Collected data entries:
+ + + + + + +

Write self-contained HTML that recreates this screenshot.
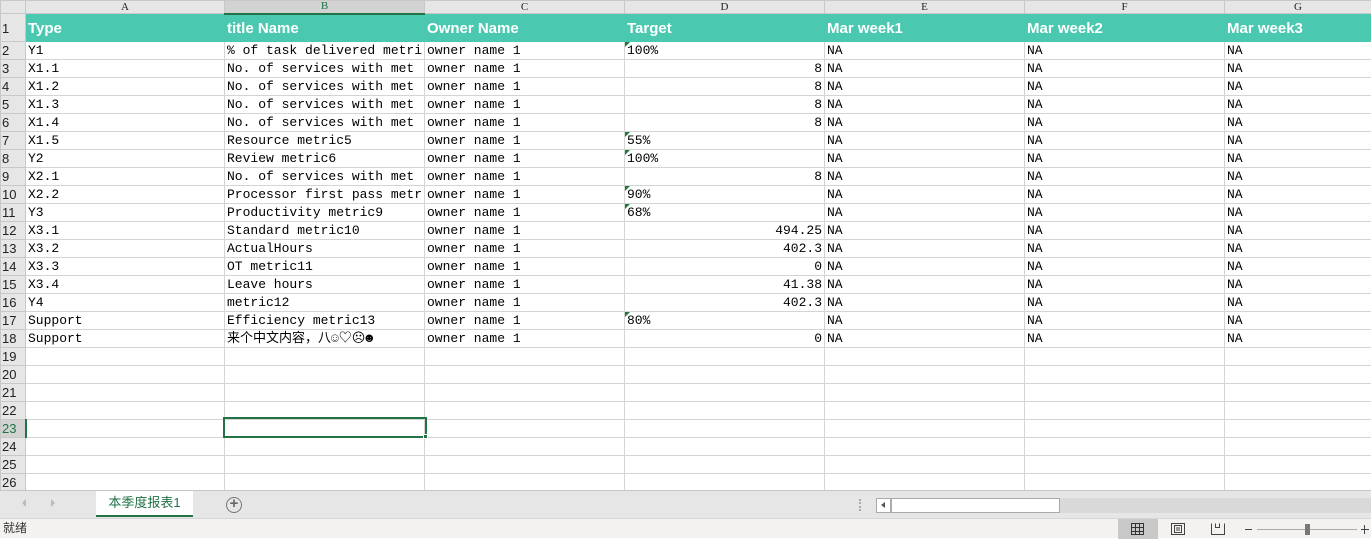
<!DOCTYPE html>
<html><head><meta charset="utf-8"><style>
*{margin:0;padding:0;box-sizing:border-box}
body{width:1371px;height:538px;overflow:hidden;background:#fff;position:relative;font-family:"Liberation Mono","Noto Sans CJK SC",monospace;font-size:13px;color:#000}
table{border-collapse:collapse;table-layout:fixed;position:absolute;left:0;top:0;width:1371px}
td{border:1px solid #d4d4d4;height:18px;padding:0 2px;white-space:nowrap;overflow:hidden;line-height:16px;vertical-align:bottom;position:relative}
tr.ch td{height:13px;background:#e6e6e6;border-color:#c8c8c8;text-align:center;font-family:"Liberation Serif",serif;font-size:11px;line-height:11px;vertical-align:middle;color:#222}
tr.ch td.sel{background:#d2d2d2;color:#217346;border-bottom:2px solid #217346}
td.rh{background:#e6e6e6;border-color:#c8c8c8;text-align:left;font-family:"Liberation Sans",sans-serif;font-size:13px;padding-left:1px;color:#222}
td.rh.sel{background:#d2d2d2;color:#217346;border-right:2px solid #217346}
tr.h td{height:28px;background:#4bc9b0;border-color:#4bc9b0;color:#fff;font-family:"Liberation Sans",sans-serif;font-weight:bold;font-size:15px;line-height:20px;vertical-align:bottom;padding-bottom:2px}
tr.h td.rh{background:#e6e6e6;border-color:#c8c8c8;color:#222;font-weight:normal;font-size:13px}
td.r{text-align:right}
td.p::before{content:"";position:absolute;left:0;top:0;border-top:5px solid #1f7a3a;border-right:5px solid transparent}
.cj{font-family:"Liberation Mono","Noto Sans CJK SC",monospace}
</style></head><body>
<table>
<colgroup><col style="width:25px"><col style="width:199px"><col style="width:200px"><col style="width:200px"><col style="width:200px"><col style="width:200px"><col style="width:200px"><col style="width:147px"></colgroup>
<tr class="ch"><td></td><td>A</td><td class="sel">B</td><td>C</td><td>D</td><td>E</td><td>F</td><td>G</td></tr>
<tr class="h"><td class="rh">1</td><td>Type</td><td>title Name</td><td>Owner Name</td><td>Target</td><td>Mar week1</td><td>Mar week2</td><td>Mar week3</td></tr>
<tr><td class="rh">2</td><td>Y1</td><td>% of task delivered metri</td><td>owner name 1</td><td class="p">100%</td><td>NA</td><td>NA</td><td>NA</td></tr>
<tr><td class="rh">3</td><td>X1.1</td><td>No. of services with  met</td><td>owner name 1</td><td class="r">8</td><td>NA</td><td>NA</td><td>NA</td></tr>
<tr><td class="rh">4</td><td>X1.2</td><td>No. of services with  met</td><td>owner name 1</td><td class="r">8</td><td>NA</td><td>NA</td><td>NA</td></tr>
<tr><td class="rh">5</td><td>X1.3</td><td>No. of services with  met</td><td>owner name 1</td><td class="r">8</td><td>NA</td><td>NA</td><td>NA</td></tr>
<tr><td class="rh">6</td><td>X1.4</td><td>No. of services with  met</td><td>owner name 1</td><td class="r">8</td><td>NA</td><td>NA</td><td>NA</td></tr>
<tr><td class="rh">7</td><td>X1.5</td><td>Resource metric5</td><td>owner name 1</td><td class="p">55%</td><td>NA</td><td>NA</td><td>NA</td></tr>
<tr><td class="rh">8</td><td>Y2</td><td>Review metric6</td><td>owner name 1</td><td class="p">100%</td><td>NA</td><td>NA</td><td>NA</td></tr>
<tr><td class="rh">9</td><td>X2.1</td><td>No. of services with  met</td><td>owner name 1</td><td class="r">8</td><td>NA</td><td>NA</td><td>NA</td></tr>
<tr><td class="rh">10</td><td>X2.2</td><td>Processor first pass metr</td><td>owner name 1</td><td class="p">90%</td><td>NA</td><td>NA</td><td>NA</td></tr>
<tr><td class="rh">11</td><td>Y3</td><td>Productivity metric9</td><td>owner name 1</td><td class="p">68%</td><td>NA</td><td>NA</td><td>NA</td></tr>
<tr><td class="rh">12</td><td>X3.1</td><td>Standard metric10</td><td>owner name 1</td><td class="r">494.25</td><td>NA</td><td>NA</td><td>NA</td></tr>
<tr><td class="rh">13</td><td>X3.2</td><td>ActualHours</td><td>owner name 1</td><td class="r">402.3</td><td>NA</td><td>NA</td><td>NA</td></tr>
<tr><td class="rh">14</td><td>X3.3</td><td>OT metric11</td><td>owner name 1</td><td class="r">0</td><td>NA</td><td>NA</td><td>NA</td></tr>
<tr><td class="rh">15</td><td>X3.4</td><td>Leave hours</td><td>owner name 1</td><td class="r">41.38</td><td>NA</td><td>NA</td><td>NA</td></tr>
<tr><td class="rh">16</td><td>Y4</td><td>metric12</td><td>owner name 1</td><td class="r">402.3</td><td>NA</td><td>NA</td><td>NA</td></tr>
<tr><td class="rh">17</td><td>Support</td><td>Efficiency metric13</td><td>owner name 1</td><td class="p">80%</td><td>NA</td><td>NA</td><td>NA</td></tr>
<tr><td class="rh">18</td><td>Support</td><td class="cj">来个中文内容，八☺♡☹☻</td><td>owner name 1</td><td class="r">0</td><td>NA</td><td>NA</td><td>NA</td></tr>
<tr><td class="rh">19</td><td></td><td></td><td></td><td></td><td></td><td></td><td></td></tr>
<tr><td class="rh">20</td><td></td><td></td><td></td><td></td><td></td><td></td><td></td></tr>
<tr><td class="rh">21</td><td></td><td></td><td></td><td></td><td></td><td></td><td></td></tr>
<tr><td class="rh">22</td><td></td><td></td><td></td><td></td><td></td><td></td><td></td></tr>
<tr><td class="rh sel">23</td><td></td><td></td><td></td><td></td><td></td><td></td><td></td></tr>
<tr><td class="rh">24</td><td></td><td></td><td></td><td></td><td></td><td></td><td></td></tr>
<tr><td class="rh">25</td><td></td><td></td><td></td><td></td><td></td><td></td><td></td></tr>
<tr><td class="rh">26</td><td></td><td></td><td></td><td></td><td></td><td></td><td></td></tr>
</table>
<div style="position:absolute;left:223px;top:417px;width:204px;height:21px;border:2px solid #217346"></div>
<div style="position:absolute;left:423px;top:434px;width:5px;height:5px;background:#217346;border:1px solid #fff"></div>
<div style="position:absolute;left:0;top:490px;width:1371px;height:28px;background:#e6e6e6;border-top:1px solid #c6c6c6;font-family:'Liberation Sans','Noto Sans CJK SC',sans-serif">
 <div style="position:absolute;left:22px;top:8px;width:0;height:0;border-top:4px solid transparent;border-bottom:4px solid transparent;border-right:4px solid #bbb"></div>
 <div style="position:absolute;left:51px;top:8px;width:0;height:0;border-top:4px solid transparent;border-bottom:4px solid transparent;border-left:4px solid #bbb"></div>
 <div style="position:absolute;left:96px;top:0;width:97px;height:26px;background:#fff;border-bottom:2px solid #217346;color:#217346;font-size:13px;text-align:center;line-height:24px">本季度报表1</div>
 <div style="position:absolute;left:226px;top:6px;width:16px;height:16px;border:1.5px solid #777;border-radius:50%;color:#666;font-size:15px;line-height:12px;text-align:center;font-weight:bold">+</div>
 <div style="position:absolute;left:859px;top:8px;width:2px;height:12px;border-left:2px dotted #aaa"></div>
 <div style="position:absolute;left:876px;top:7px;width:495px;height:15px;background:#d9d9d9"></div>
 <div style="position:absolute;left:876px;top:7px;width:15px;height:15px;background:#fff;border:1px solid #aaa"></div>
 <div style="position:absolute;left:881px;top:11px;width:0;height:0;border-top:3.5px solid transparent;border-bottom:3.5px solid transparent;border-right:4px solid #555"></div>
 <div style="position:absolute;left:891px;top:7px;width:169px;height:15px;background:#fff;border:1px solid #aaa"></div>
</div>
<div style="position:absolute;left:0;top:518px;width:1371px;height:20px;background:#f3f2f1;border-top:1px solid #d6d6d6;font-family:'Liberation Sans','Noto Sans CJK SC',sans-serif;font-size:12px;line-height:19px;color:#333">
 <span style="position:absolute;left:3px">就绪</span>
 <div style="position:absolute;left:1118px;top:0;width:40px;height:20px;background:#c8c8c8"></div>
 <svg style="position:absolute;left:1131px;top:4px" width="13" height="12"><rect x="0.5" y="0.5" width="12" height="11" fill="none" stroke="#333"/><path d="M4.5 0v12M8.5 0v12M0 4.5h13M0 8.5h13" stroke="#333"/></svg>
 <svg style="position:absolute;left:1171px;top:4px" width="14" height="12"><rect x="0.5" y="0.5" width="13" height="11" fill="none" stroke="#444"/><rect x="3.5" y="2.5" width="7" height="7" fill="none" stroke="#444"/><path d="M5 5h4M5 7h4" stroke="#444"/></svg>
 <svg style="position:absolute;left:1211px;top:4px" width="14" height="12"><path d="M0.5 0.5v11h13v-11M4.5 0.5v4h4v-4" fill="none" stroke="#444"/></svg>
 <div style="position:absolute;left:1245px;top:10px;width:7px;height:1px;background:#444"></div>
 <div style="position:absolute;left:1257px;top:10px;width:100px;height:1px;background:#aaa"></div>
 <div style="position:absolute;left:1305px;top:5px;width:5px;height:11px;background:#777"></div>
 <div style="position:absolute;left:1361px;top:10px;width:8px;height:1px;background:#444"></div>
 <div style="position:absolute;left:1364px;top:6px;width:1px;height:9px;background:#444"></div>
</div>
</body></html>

+ + + + + + +

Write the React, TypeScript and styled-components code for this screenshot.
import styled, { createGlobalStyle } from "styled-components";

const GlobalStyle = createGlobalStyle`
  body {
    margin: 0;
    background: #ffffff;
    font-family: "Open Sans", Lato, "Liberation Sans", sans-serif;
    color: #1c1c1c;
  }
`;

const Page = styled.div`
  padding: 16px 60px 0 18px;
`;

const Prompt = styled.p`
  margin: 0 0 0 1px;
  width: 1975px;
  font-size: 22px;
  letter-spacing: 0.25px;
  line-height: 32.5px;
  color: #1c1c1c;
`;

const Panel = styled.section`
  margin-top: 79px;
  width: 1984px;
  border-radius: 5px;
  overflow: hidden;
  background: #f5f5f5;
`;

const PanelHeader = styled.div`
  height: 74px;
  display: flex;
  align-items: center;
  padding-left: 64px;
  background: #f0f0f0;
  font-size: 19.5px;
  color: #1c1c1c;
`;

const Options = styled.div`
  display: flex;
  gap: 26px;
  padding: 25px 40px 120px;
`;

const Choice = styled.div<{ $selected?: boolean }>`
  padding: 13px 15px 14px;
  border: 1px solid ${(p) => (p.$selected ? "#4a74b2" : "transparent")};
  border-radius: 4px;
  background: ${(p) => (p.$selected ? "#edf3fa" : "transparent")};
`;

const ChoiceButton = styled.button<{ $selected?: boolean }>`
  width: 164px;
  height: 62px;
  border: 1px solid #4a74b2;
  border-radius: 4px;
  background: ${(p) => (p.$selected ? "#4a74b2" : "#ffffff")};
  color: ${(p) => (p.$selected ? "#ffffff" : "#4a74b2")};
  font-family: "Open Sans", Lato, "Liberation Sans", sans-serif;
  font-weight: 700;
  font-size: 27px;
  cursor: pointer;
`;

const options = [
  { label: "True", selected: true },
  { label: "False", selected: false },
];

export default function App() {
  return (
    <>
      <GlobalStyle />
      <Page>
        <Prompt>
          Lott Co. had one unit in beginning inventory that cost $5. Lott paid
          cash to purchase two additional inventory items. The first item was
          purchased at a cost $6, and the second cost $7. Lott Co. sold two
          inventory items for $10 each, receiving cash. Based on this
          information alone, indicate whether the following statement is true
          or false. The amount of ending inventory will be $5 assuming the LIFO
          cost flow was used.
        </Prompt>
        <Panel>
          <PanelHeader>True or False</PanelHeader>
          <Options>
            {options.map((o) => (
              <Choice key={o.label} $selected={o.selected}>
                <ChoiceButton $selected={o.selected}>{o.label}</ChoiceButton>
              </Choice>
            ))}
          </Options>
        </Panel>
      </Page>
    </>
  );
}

+ + + + + + +

§ **Problem to solve**
Find out how many lines in the listing contain the string "Write". Give the number alone.

§ **Output of the exercise**
2